I am doing what you had in mind. I had serial uart and I am capturing 100ms bursts of the digital I/Os from the 1st interrupt. Still, if problem is on the op-amp stage, a scope could help.

May be I should do FFT and get the mic via ADC, that way I will have more control (S/W filters, etc).

 

 

@@abecedarian

 

It's not the gain.
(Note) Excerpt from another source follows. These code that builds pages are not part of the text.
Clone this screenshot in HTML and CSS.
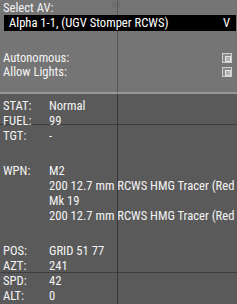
FILE: index.html
```html
<!DOCTYPE html>
<html lang="en">
	<head>
		<meta charset="UTF-8" />
		<meta name="viewport" content="width=device-width, initial-scale=1.0" />
		<title>UAV Terminal</title>

		<link rel="stylesheet" href="styles.css">
	</head>
	<body>
		<div class="map">
			<span class="grid gx1">01</span>
			<span class="grid gy1">03</span>
			<span class="grid gy2">02</span>
		</div>

		<main class="panel">
			<section class="top">
				<p class="label">Select AV:</p>
				<div class="select">
					<span>Alpha 1-1, (UGV Stomper RCWS)</span>
					<span class="arrow">V</span>
				</div>

				<ul class="toggles">
					<li>Autonomous: <i class="check"></i></li>
					<li>Allow Lights: <i class="check"></i></li>
				</ul>
			</section>

			<dl class="info">
				<dt>STAT:</dt><dd>Normal</dd>
				<dt>FUEL:</dt><dd>99</dd>
				<dt>TGT:</dt><dd>-</dd>
			</dl>

			<dl class="info">
				<dt>WPN:</dt>
				<dd>
					M2<br>
					200 12.7 mm RCWS HMG Tracer (Red<br>
					Mk 19<br>
					200 12.7 mm RCWS HMG Tracer (Red
				</dd>
			</dl>

			<dl class="info">
				<dt>POS:</dt><dd>GRID 51 77</dd>
				<dt>AZT:</dt><dd>241</dd>
				<dt>SPD:</dt><dd>42</dd>
				<dt>ALT:</dt><dd>0</dd>
			</dl>
		</main>
	</body>
</html>
```
FILE: styles.css
```css
* {
	padding: 0;
	margin: 0;
	box-sizing: border-box;
}
ul {
	list-style: none;
}

html,
body {
	width: 237px;
	height: 304px;
	overflow: hidden;
}
body {
	background-color: #5a5a5a;
	font-family: "Roboto Condensed", Roboto, sans-serif;
	font-size: 12.6px;
	color: #f4f4f4;
}

/* map behind the panel */
.map {
	position: absolute;
	inset: 0;
	z-index: -1;
	background:
		linear-gradient(to right, transparent 117px, #363636 117px, #363636 118px, transparent 118px),
		linear-gradient(to bottom, transparent 124px, #3e3e3e 124px, #3e3e3e 125px, transparent 125px),
		linear-gradient(to bottom, transparent 272px, #3e3e3e 272px, #3e3e3e 273px, transparent 273px);
}
.grid {
	position: absolute;
	font-size: 9px;
	font-weight: bold;
	color: #4a4a4a;
}
.gx1 {
	left: 112px;
	top: 0;
}
.gy1 {
	left: 4px;
	top: 118px;
}
.gy2 {
	left: 3px;
	top: 266px;
}

.top {
	padding: 1px 1px 13px 4px;
	background-color: rgba(255, 255, 255, 0.17);
	border-bottom: 2px solid rgba(255, 255, 255, 0.26);
}
.label {
	line-height: 14px;
	margin-left: -1px;
}
.select {
	display: flex;
	justify-content: space-between;
	height: 16px;
	line-height: 16px;
	padding: 0 6px 0 5px;
	background-color: #000;
	color: #fff;
	white-space: nowrap;
}

.toggles {
	margin-top: 20px;
	margin-left: -1px;
}
.toggles li {
	display: flex;
	justify-content: space-between;
	align-items: center;
	line-height: 14px;
	padding-right: 4px;
}
.check {
	display: block;
	width: 10px;
	height: 10px;
	padding: 2px;
	border: 1px solid #cfcfcf;
	background-color: #8a8a8a;
}
.check::after {
	content: "";
	display: block;
	width: 4px;
	height: 4px;
	border: 1px solid #e2e2e2;
	background-color: #b4b4b4;
}

.info {
	display: grid;
	grid-template-columns: 46px 1fr;
	padding-left: 3px;
	line-height: 15px;
	white-space: nowrap;
	overflow: hidden;
	margin-bottom: 20px;
}
.info:first-of-type {
	margin-top: 4px;
}
.info:last-child {
	margin-bottom: 0;
}
```
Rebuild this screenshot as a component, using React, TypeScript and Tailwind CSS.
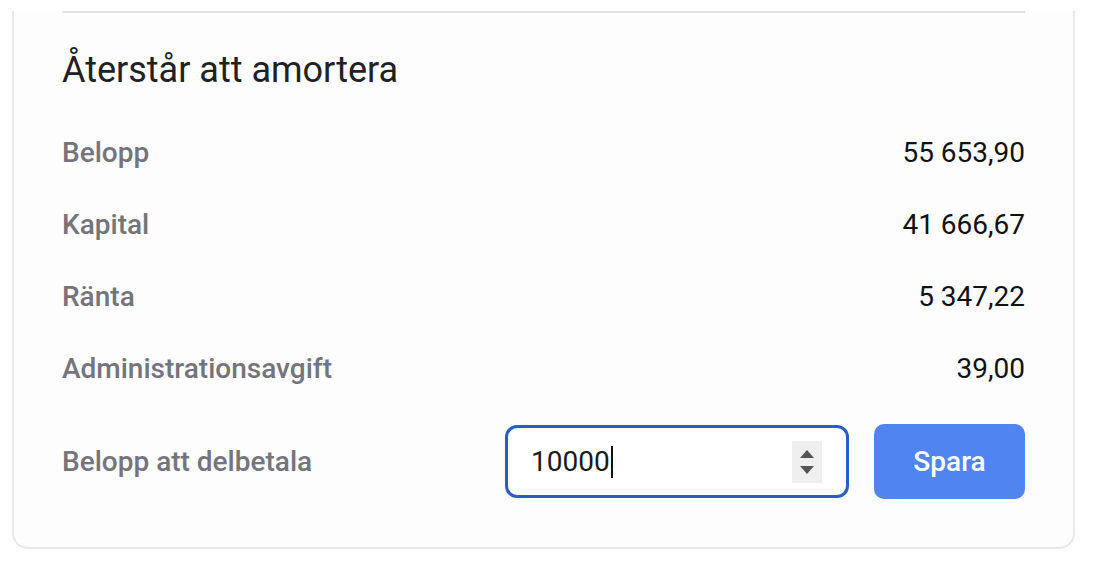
const rows = [
  { label: 'Belopp', value: '55 653,90' },
  { label: 'Kapital', value: '41 666,67' },
  { label: 'Ränta', value: '5 347,22' },
  { label: 'Administrationsavgift', value: '39,00' },
]

export default function App() {
  return (
    <div className="min-h-screen bg-white font-['Roboto',sans-serif] pl-[12px] pr-[31px]">
      {/* card, top edge scrolled out of view */}
      <div className="bg-[#fdfdfd] border-2 border-t-0 border-[#e8e8e8] rounded-b-[16px] px-[48px] pb-[48px]">
        <div className="h-[2px] bg-[#e3e3e3] mt-[11px]" />

        <h2 className="mt-[36px] text-[36px] leading-[42px] text-[#202124]">
          Återstår att amortera
        </h2>

        <div className="mt-[26px]">
          {rows.map((r) => (
            <div key={r.label} className="h-[72px] flex items-center justify-between text-[28px]">
              <span className="font-medium text-[#74747c]">{r.label}</span>
              <span className="text-[#111]">{r.value}</span>
            </div>
          ))}
        </div>

        <div className="mt-[19px] h-[75px] flex items-center text-[28px]">
          <span className="flex-1 font-medium text-[#74747c]">Belopp att delbetala</span>
          <div className="w-[344px] h-[73px] border-[3px] border-[#2a5cc6] rounded-[12px] bg-white flex items-center pl-[23px] pr-[24px]">
            <span className="text-[#1a1a1a]">10000</span>
            <span className="w-[2px] h-[32px] bg-[#111] ml-[1px]" />
            <div className="ml-auto w-[30px] h-[42px] bg-[#efefef] flex flex-col items-center justify-center gap-[8px]">
              <svg width="14" height="8" viewBox="0 0 14 8">
                <path d="M7 0 L14 8 L0 8 Z" fill="#555" />
              </svg>
              <svg width="14" height="8" viewBox="0 0 14 8">
                <path d="M0 0 L14 0 L7 8 Z" fill="#555" />
              </svg>
            </div>
          </div>
          <button className="ml-[25px] w-[151px] h-[75px] rounded-[10px] bg-[#5084ee] text-white font-medium">
            Spara
          </button>
        </div>
      </div>
    </div>
  )
}
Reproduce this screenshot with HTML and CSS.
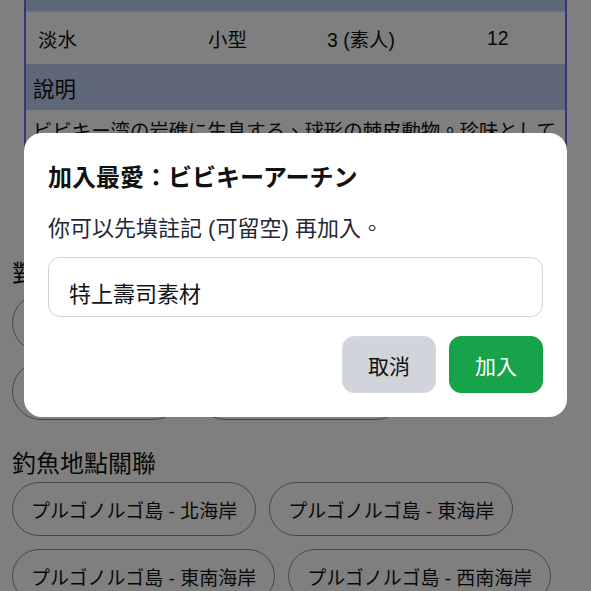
FILE: index.html
```html
<!DOCTYPE html>
<html lang="zh-Hant">
<head>
	<meta charset="utf-8">
	<link rel="stylesheet" href="styles.css">
</head>
<body>
	<div class="page">
		<div class="fishTable">
			<div class="row head"></div>
			<div class="row data">
				<span>淡水</span><span>小型</span><span>3 (素人)</span><span>12</span>
			</div>
			<div class="row head2">說明</div>
			<div class="desc">ビビキー湾の岩礁に生息する、球形の棘皮動物。珍味として</div>
		</div>

		<h2 class="sectionTitle first">對應料理</h2>
		<div class="chips tall">
			<span class="chip">ビビキーアーチンの軍艦巻き</span>
			<span class="chip">ウニの濃厚パスタ</span>
			<span class="chip">特上壽司素材盛</span>
			<span class="chip">ビビキー海鮮丼定食</span>
		</div>

		<h2 class="sectionTitle">釣魚地點關聯</h2>
		<div class="chips">
			<span class="chip">プルゴノルゴ島 - 北海岸</span>
			<span class="chip">プルゴノルゴ島 - 東海岸</span>
			<span class="chip">プルゴノルゴ島 - 東南海岸</span>
			<span class="chip">プルゴノルゴ島 - 西南海岸</span>
		</div>
	</div>

	<div class="overlay">
		<div class="dialog">
			<h3 class="dialogTitle">加入最愛：ビビキーアーチン</h3>
			<p class="dialogText">你可以先填註記 (可留空) 再加入。</p>
			<input class="noteInput" type="text" value="特上壽司素材">
			<div class="actions">
				<button class="btn cancel">取消</button>
				<button class="btn add">加入</button>
			</div>
		</div>
	</div>
</body>
</html>
```

FILE: styles.css
```css
* {
	box-sizing: border-box;
	font-family: "Liberation Sans", "Noto Sans CJK TC", sans-serif;
}

body {
	margin: 0;
	background: #fff;
	color: #111;
	overflow: hidden;
}

/* page is scrolled a bit, first header row is mostly above the fold */
.page {
	margin-top: -34px;
	padding: 0 12px;
}

.fishTable {
	margin: 0 12px;
	border-left: 2px solid #6a6af5;
	border-right: 2px solid #6a6af5;
	font-size: 19.4px;
}

.row {
	display: grid;
	grid-template-columns: 170px 119px 160px 1fr;
	align-items: center;
	padding-left: 12px;
}

.head {
	height: 46px;
	background: #bdd0f3;
	border-bottom: 1px solid #d8e2f4;
}

.data {
	height: 52px;
	background: #fff;
}

.head2 {
	display: flex;
	height: 46px;
	padding-left: 7px;
	background: #bdd0f3;
	font-size: 21.5px;
}

.desc {
	padding: 6px 7px 36px;
	line-height: 30px;
	white-space: nowrap;
	overflow: hidden;
	border-bottom: 2px solid #6a6af5;
}

.sectionTitle {
	margin: 74px 0 4px;
	font-size: 24px;
	font-weight: normal;
	line-height: 32px;
}

.chips + .sectionTitle {
	margin-top: 28px;
	margin-bottom: 2px;
}

.chips {
	display: flex;
	flex-wrap: wrap;
	gap: 13px;
}

.chips.tall {
	row-gap: 10px;
}

.chip {
	display: inline-flex;
	align-items: center;
	height: 54px;
	padding: 0 18px;
	border: 1.5px solid #8490a6;
	border-radius: 27px;
	font-size: 19px;
	color: #111;
	white-space: nowrap;
}

.chips.tall .chip {
	height: 58px;
	border-radius: 29px;
}

.overlay {
	position: fixed;
	inset: 0;
	padding: 133px 24px 0;
	background: rgba(0, 0, 0, 0.5);
}

.dialog {
	background: #fff;
	border-radius: 18px;
	padding: 28px 24px 24px;
}

.dialogTitle {
	margin: 0;
	font-size: 24px;
	font-weight: bold;
	line-height: 33px;
	color: #111;
}

.dialogText {
	margin: 20px 0 0;
	font-size: 22px;
	line-height: 30px;
	color: #1f2937;
}

.noteInput {
	display: block;
	width: 100%;
	height: 60px;
	margin-top: 13px;
	padding: 10px 20px 0;
	border: 1.5px solid #d1d5db;
	border-radius: 12px;
	font-size: 22px;
	color: #111;
	outline: none;
}

.actions {
	display: flex;
	justify-content: flex-end;
	gap: 13px;
	margin-top: 19px;
}

.btn {
	height: 57px;
	padding: 0 25px;
	border: 1px solid transparent;
	border-radius: 12px;
	font-size: 21px;
}

.cancel {
	background: #d1d5db;
	border-color: #d6d9df;
	color: #111;
}

.add {
	background: #16a34a;
	border-color: #15a046;
	color: #fff;
}
```
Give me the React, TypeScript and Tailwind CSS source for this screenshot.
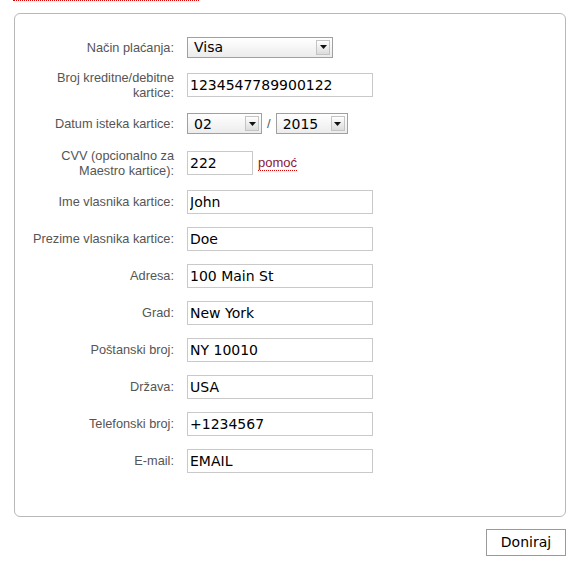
import React from 'react';

const labelCls = "w-[159px] shrink-0 text-right text-[12.75px] leading-[15px] text-[#555] font-['Liberation_Sans',Arial,sans-serif]";
const inputCls = "h-[24px] border border-[#c9c9c9] bg-white px-[2px] text-[14px] text-black font-['DejaVu_Sans',Verdana,sans-serif] outline-none";

const FakeSelect: React.FC<{ value: string; width: string }> = ({ value, width }) => (
    <div className={`${width} h-[21px] flex items-center border border-[#a0a0a0] bg-gradient-to-b from-white to-[#ececec] pl-[6px] pr-[2px]`}>
        <span className="flex-1 text-[14px] leading-none text-black font-['DejaVu_Sans',Verdana,sans-serif]">{value}</span>
        <span className="w-[14px] h-[15px] flex items-center justify-center border border-[#c4c4c4] bg-gradient-to-b from-white to-[#dcdcdc]">
            <svg width="7" height="4" viewBox="0 0 7 4">
                <path d="M0 0 L7 0 L3.5 4 Z" fill="#111" />
            </svg>
        </span>
    </div>
);

const Row: React.FC<{ label: React.ReactNode; h?: string; children: React.ReactNode }> = ({ label, h = 'h-[37px]', children }) => (
    <div className={`flex items-center ${h}`}>
        <div className={labelCls}>{label}</div>
        <div className="ml-[13px] flex items-center">{children}</div>
    </div>
);

const fields: [string, string, boolean?][] = [
    ['Ime vlasnika kartice:', 'John'],
    ['Prezime vlasnika kartice:', 'Doe'],
    ['Adresa:', '100 Main St'],
    ['Grad:', 'New York', true],
    ['Poštanski broj:', 'NY 10010'],
    ['Država:', 'USA'],
    ['Telefonski broj:', '+1234567'],
    ['E-mail:', 'EMAIL'],
];

export default function App() {
    return (
        <div className="w-[587px] h-[569px] bg-white overflow-hidden">
            <div className="ml-[13px] w-[186px] border-t border-dotted border-[#e00000]" />
            <div className="ml-[14px] mt-[12px] w-[552px] border border-[#b8b8b8] rounded-[6px] pt-[14px] pb-[37px]">
                <Row label="Način plaćanja:" h="h-[38px]">
                    <FakeSelect value="Visa" width="w-[146px]" />
                </Row>
                <Row label={<>Broj kreditne/debitne<br />kartice:</>} h="h-[38px]">
                    <input readOnly value="1234547789900122" className={`${inputCls} w-[186px]`} />
                </Row>
                <Row label="Datum isteka kartice:" h="h-[39px]">
                    <FakeSelect value="02" width="w-[75px]" />
                    <span className="mx-[5px] text-[13px] text-[#555] font-['Liberation_Sans',Arial,sans-serif]">/</span>
                    <FakeSelect value="2015" width="w-[72px]" />
                </Row>
                <Row label={<>CVV (opcionalno za<br />Maestro kartice):</>} h="h-[40px]">
                    <input readOnly value="222" className={`${inputCls} w-[66px]`} />
                    <a href="#" className="ml-[5px] text-[13px] text-[#8e1538] no-underline border-b border-dotted border-[#d00] leading-[14px] font-['Liberation_Sans',Arial,sans-serif]">pomoć</a>
                </Row>
                {fields.map(([label, value, focused]) => (
                    <Row key={label} label={label}>
                        <input
                            readOnly
                            value={value}
                            className={`${inputCls} w-[186px] ${focused ? 'border-[#8f8f8f]' : ''}`}
                        />
                    </Row>
                ))}
            </div>
            <div className="w-[566px] flex justify-end mt-[12px]">
                <button className="w-[80px] h-[27px] border border-[#9a9a9a] bg-white text-[14px] text-black font-['DejaVu_Sans',Verdana,sans-serif]">
                    Doniraj
                </button>
            </div>
        </div>
    );
}
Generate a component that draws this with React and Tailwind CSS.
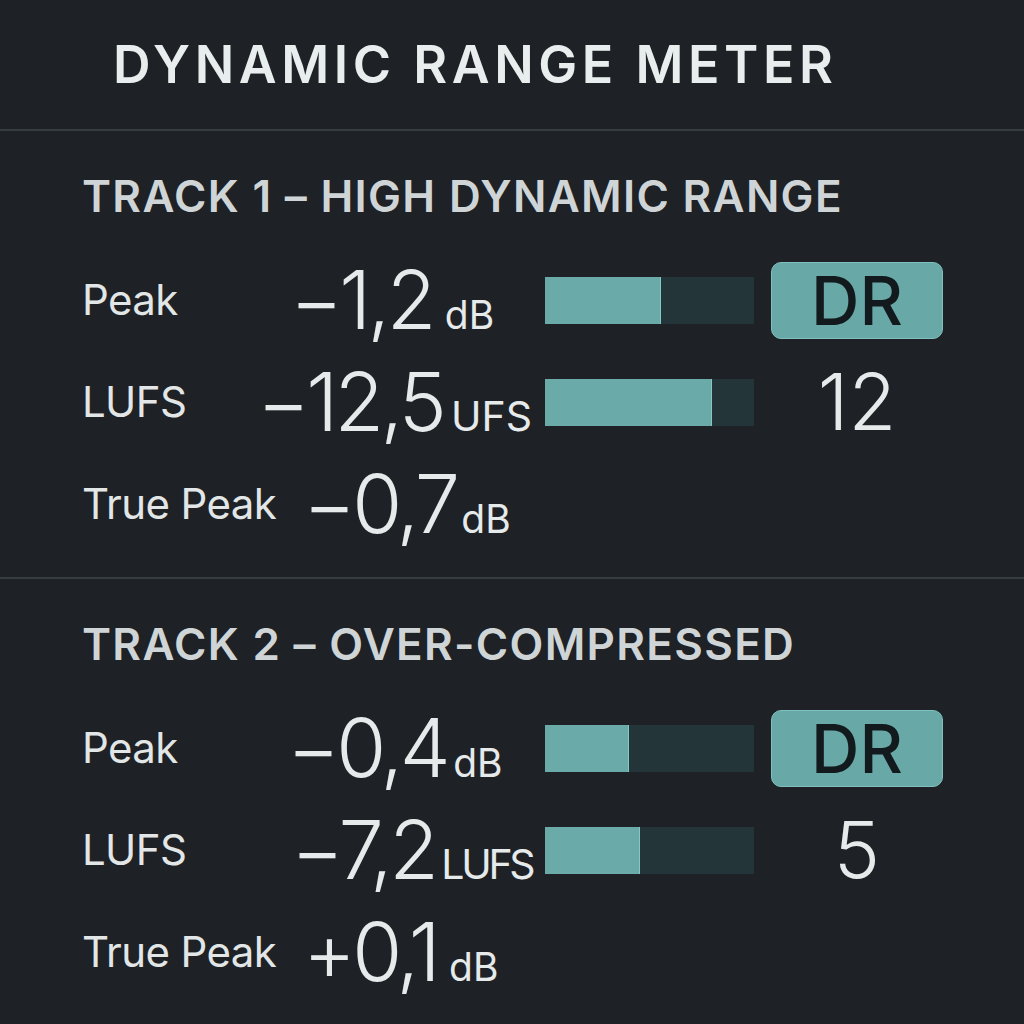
import React from "react";

const tracks = [
  {
    title: "TRACK 1 – HIGH DYNAMIC RANGE",
    dr: "12",
    rows: [
      { label: "Peak", value: "−1,2", unit: "dB", unitCls: "text-[39px] ml-[12px]", shift: "ml-[30px]", bar: 55.5 },
      { label: "LUFS", value: "−12,5", unit: "UFS", unitCls: "text-[41px] ml-[8px]", shift: "ml-[-3px]", bar: 80 },
      { label: "True Peak", value: "−0,7", unit: "dB", unitCls: "text-[39px] ml-[5px]", shift: "ml-[43px]", bar: null },
    ],
  },
  {
    title: "TRACK 2 – OVER-COMPRESSED",
    dr: "5",
    rows: [
      { label: "Peak", value: "−0,4", unit: "dB", unitCls: "text-[39px] ml-[6px]", shift: "ml-[27px]", bar: 40 },
      { label: "LUFS", value: "−7,2", unit: "LUFS", unitCls: "text-[41px] ml-[6px] tracking-[-0.08em]", shift: "ml-[31px]", bar: 45.5 },
      { label: "True Peak", value: "+0,1", unit: "dB", unitCls: "text-[39px] ml-[12px]", shift: "ml-[43px]", bar: null },
    ],
  },
];

function Bar({ pct }) {
  return (
    <div className="w-[209px] h-[47px] bg-[#24353a] flex">
      <div className="h-full bg-[#6aabaa] border-r border-[#86c6c3]" style={{ width: `${pct}%` }} />
    </div>
  );
}

function Row({ row, right }) {
  return (
    <div className="h-[102px] flex items-center">
      <div className="w-[178px] shrink-0 whitespace-nowrap text-[42px] leading-none text-[#e2e6e6] tracking-[-0.015em]">
        {row.label}
      </div>
      <div className="w-[285px] shrink-0 flex">
        <div className={`flex items-baseline leading-none text-[#e6eaea] whitespace-nowrap ${row.shift}`}>
          <span className="text-[81px] font-[350] tracking-[-0.045em]">{row.value}</span>
          <span className={row.unitCls}>{row.unit}</span>
        </div>
      </div>
      {row.bar !== null && <Bar pct={row.bar} />}
      {right && <div className="ml-[17px] w-[172px] flex justify-center">{right}</div>}
    </div>
  );
}

function Track({ track, last }) {
  return (
    <section className={`pl-[82px] pt-[43px] ${last ? "" : "pb-[22px] border-b-2 border-[#343d40]"}`}>
      <h2 className="text-[44px] leading-none font-semibold tracking-[0.03em] text-[#cfd5d6] whitespace-nowrap">
        {track.title}
      </h2>
      <div className="mt-[31px]">
        <Row
          row={track.rows[0]}
          right={
            <div className="w-[172px] h-[77px] rounded-[10px] bg-[#68a9a7] border border-[#7fc1be] flex items-center justify-center">
              <span className="text-[67px] leading-none font-medium text-[#131a1e]">DR</span>
            </div>
          }
        />
        <Row
          row={track.rows[1]}
          right={<span className="text-[78px] leading-none font-[350] text-[#e6eaea]">{track.dr}</span>}
        />
        <Row row={track.rows[2]} />
      </div>
    </section>
  );
}

export default function App() {
  return (
    <div
      className="w-[1024px] h-[1024px] bg-[#1e2125] overflow-hidden"
      style={{ fontFamily: "Inter, 'Noto Sans', sans-serif" }}
    >
      <header className="h-[131px] pl-[113px] flex items-center border-b-2 border-[#343d40]">
        <h1 className="text-[52px] leading-none font-semibold tracking-[0.088em] text-[#e8eded] whitespace-nowrap">
          DYNAMIC RANGE METER
        </h1>
      </header>
      {tracks.map((t, i) => (
        <Track key={i} track={t} last={i === tracks.length - 1} />
      ))}
    </div>
  );
}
It's more like matching both left and right to have the same gain and behave the same.

[Hassanul 0]

I'm working on an launchpad-controlled/monitored aquaponics system (Hydroponics + Aquaculture)

[mbeals 74]

I won't get to any serious development this week, but I'm at least thinking about how I want to approach it.

 

This is a LFM (linear fm) TDM (time division multiplex) MIMO (multiple input/output) S-band phased array radar that I built as part of an MIT summer course.  The current iteration is using an ATmega dev board to drive the transmitter, process the return and transmit it over USB to the host processing software.  The problem is that the MCU is somewhat under powered which is impacting the PRF.  The data transmission operation is blocking, so there is a fair amount of dead time that could be used for continuous pulsing.

 

So my goal is to replace the "brain" with something that has a little more horse power.  Right now I'm weighing my options between something with a Tiva series chip or a beagle bone black.  I'm also considering a DSP chip, but haven't looked very far into what my options are and how the DSP specific logic would benefit me since all the FFT's are done off board.

[Fred 453]

I'm working on a reflow oven project. I wanted to keep all the mains voltage safely contained, so the triac/PSU part of it sits inside the oven casing. Whilst testing just this bit I set the oven on and just let it go, partly to see if the temperature inside the oven case (which can reach about 50C) would cause any trouble.

Anyway, this is what 280C does to a PCB that the thermocouple was attached to. It's only a little bit over reflow temperature, so I want expecting all the smoke and black gunk dripping out!



The PCB was one of the daughter boards that came with RobG's nanopad. Sorry, Rob!